EXERCISE DIRECTIONS »
Extract and list every line that contains the word "code".

-- BEGIN ENTRIES PROVIDED --

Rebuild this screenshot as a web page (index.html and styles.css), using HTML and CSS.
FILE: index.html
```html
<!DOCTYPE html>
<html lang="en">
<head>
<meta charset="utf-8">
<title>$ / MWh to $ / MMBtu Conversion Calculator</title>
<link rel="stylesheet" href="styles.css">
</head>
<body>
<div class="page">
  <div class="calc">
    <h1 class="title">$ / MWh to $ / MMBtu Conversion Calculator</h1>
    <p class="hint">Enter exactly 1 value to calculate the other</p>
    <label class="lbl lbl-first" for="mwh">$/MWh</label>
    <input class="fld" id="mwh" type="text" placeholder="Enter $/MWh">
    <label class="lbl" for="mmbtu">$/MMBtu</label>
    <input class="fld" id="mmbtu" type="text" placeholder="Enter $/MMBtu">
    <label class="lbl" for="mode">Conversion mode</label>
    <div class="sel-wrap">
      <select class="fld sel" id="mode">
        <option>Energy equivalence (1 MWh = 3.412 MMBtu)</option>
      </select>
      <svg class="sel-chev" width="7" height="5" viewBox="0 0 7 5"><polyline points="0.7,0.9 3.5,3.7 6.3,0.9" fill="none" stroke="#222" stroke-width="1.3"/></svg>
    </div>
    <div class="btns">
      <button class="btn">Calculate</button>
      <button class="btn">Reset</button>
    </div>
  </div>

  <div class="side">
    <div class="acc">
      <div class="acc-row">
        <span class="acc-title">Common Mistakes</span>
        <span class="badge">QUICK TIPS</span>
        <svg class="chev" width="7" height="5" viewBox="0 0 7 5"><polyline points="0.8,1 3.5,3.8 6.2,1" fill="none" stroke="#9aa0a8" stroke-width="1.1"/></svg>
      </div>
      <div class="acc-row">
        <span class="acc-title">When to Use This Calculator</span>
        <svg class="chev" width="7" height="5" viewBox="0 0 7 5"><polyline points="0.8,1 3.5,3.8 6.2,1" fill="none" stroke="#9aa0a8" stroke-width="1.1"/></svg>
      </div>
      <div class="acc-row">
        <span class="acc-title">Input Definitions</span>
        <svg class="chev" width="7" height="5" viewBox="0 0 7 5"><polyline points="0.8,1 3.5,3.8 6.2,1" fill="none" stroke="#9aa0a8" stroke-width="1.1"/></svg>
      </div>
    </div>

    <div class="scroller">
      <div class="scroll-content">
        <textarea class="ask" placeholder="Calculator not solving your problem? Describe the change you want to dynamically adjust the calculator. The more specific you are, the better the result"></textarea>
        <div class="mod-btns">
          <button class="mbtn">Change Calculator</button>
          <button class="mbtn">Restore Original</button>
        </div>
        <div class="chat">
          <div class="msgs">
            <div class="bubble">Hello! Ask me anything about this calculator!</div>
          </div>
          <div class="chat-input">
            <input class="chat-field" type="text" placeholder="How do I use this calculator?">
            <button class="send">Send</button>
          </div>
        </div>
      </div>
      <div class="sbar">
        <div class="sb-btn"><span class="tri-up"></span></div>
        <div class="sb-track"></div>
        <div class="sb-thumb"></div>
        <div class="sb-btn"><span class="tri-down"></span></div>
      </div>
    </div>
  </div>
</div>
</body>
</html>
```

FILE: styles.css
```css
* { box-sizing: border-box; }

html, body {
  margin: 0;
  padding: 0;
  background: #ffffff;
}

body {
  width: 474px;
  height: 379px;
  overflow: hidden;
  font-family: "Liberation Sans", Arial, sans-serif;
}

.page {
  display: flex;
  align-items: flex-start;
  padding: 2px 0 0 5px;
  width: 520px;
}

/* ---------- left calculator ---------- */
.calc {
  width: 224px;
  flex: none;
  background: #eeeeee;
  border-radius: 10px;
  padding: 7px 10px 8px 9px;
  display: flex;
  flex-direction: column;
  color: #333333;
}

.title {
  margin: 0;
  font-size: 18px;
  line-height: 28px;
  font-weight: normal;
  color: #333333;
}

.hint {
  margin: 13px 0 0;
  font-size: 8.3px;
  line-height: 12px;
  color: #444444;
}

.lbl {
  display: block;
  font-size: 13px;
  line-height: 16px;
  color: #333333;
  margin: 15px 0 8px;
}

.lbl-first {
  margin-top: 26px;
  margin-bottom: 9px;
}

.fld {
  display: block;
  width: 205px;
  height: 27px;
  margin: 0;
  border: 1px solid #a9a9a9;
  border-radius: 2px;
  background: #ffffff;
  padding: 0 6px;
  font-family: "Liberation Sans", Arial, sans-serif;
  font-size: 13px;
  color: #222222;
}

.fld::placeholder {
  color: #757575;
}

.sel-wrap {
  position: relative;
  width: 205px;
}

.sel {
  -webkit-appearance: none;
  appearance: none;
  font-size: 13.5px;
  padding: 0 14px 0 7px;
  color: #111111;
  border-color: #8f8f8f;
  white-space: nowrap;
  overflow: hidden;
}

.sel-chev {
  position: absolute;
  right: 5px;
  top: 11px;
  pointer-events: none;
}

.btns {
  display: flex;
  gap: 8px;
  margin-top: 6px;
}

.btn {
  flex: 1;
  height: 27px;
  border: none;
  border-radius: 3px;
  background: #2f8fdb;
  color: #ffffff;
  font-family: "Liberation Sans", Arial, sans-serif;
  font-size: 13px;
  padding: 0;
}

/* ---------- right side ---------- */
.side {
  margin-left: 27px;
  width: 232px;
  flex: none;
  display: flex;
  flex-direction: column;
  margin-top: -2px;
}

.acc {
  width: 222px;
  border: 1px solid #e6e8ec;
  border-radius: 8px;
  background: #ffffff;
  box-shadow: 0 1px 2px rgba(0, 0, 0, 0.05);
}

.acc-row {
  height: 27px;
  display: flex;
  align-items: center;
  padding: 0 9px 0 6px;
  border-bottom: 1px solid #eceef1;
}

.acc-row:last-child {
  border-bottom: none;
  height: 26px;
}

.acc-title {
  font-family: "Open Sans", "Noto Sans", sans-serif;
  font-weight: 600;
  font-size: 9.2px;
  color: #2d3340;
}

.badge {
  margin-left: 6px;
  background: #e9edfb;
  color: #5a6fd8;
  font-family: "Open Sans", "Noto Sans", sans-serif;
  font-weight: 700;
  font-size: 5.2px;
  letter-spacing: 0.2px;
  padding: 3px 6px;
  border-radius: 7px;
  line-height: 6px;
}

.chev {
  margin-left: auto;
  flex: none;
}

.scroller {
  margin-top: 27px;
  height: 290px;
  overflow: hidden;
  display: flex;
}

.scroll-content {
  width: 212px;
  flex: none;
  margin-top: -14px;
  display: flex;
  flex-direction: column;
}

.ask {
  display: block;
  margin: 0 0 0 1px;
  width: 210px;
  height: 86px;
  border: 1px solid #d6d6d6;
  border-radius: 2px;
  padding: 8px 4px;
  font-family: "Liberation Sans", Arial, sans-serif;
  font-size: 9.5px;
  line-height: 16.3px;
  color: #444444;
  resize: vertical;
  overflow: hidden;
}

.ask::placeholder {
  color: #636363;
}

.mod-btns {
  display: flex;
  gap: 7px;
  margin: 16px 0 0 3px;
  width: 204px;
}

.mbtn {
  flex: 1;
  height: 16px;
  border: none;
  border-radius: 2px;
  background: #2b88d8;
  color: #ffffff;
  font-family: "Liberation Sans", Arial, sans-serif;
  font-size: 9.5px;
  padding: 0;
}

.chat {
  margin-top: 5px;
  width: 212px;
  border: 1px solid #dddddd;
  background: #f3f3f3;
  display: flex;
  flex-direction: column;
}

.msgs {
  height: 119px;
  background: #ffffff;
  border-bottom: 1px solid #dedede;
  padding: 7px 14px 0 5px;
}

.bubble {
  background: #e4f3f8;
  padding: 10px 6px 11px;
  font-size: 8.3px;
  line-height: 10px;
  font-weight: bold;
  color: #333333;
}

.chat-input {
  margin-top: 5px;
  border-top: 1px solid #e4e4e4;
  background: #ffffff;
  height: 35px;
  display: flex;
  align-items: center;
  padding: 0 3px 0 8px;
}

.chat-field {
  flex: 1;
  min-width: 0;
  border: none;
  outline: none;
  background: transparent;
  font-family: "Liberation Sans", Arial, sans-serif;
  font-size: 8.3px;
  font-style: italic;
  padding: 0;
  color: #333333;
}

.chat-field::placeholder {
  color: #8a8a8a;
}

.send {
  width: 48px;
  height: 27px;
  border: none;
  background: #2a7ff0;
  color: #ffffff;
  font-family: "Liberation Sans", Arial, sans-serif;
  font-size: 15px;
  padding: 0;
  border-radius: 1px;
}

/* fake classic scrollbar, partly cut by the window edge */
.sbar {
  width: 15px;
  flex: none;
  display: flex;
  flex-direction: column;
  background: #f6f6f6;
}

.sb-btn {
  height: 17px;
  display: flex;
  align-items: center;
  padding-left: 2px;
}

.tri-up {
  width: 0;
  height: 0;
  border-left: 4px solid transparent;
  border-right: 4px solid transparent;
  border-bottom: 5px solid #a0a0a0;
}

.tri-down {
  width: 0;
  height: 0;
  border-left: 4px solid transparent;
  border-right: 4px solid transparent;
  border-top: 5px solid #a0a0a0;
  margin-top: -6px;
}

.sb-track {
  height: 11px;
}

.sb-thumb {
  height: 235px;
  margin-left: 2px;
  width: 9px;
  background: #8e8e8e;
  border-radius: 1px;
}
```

-- END ENTRIES PROVIDED --
-- BEGIN ENTRIES PROVIDED --

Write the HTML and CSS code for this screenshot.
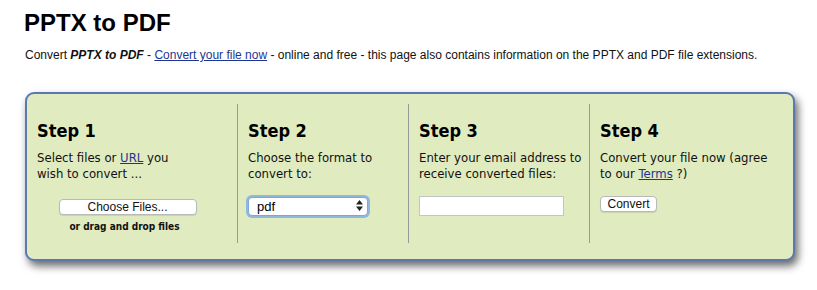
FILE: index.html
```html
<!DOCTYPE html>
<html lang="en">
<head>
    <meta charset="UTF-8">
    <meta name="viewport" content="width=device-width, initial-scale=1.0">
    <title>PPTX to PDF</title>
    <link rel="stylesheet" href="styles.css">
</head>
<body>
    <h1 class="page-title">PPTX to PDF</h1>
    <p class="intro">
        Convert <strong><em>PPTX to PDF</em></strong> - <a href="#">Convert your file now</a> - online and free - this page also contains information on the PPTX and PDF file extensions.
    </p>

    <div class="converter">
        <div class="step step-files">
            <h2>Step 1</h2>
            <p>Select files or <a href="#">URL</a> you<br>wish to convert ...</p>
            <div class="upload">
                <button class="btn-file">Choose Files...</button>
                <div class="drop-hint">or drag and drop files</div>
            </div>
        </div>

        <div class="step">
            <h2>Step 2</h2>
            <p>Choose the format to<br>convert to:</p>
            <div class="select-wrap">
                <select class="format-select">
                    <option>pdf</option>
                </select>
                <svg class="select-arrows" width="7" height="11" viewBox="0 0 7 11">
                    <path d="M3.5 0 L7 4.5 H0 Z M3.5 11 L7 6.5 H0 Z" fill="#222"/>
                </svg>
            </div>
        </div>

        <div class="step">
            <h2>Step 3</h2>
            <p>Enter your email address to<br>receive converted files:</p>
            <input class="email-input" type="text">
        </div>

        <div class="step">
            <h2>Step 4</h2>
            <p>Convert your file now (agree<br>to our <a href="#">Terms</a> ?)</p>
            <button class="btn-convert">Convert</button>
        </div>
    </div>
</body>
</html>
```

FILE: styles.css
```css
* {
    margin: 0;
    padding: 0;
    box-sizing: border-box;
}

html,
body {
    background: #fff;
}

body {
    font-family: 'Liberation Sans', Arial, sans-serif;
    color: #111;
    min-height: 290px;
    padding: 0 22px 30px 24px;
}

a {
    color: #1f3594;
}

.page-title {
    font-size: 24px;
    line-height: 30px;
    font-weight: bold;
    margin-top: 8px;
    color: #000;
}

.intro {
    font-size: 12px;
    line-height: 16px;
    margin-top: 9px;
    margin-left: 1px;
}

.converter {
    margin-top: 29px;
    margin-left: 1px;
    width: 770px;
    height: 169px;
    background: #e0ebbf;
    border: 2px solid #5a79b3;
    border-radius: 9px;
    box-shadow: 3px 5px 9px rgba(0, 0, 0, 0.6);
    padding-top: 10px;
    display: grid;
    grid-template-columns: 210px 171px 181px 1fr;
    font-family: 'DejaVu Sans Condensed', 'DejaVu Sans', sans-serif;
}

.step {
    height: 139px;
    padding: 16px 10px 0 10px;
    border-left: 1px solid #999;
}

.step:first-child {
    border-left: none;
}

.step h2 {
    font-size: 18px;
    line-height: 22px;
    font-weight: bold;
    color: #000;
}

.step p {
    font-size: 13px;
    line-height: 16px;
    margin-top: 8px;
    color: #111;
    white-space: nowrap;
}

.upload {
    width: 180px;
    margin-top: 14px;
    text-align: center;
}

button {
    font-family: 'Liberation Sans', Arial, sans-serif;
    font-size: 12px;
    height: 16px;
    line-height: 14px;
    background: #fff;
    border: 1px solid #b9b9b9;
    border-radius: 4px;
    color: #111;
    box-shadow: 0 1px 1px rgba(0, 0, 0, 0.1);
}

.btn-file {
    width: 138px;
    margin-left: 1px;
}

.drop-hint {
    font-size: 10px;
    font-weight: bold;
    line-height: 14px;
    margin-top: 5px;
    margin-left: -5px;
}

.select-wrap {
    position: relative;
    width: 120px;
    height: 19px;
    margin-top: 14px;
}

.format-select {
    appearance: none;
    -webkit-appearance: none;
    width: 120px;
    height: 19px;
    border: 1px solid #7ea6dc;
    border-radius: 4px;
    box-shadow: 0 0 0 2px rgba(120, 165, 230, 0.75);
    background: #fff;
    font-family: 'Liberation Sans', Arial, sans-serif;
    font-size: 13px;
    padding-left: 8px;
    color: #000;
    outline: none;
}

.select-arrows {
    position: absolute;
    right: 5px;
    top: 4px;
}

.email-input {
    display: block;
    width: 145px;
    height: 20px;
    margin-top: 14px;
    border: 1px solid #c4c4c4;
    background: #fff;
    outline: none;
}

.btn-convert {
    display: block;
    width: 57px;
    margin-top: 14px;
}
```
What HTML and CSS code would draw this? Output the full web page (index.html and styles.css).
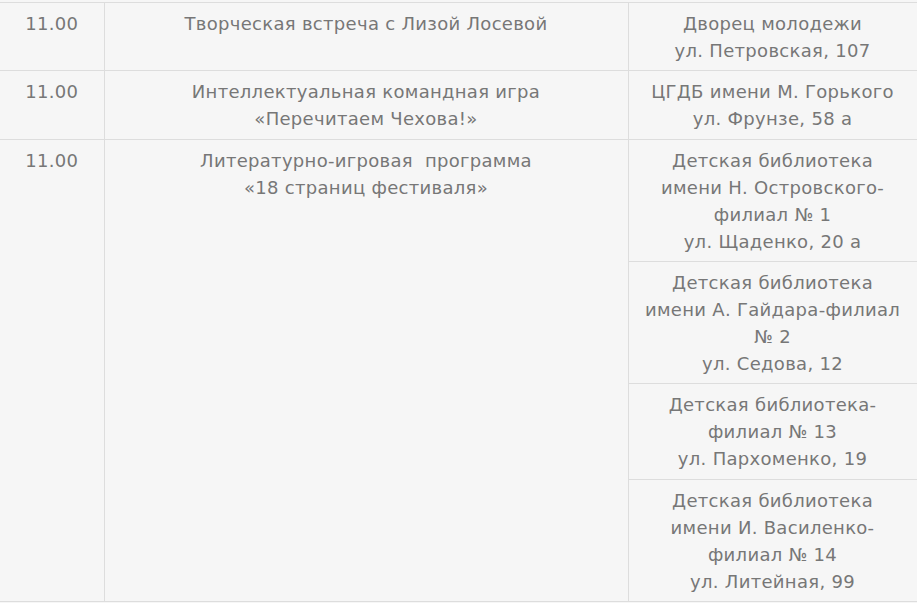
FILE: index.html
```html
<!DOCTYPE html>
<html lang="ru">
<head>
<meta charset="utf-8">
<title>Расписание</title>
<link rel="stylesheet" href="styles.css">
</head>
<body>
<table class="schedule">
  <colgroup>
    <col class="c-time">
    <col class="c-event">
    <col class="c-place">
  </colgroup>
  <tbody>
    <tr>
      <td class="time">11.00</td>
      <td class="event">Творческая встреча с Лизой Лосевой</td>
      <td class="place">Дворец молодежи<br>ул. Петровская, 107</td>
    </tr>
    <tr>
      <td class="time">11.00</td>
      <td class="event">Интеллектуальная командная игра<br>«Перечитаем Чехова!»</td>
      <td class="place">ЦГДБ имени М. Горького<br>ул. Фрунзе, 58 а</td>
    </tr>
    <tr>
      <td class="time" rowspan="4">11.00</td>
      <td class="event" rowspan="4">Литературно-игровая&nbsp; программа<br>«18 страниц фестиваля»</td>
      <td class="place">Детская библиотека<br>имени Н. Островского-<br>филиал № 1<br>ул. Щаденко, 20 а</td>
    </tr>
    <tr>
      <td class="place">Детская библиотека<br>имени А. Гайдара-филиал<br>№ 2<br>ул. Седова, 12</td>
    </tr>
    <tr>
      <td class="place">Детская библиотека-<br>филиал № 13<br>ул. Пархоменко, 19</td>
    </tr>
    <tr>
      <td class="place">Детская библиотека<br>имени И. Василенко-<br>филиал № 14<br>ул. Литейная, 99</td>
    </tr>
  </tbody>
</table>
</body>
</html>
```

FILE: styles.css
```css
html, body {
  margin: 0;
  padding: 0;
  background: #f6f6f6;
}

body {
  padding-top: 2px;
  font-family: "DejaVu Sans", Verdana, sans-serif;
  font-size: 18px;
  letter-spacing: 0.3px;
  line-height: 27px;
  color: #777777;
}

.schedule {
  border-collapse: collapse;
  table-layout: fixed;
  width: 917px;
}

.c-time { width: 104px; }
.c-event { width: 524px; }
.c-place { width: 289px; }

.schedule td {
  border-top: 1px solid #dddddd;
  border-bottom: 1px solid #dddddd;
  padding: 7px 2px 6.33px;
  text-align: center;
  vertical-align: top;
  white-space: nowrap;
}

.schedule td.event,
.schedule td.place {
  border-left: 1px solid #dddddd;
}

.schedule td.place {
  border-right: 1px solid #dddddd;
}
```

-- END ENTRIES PROVIDED --

COMPLETED TASK »
Write the HTML and CSS code for this screenshot.
What HTML and CSS code would draw this? Output the full web page (index.html and styles.css).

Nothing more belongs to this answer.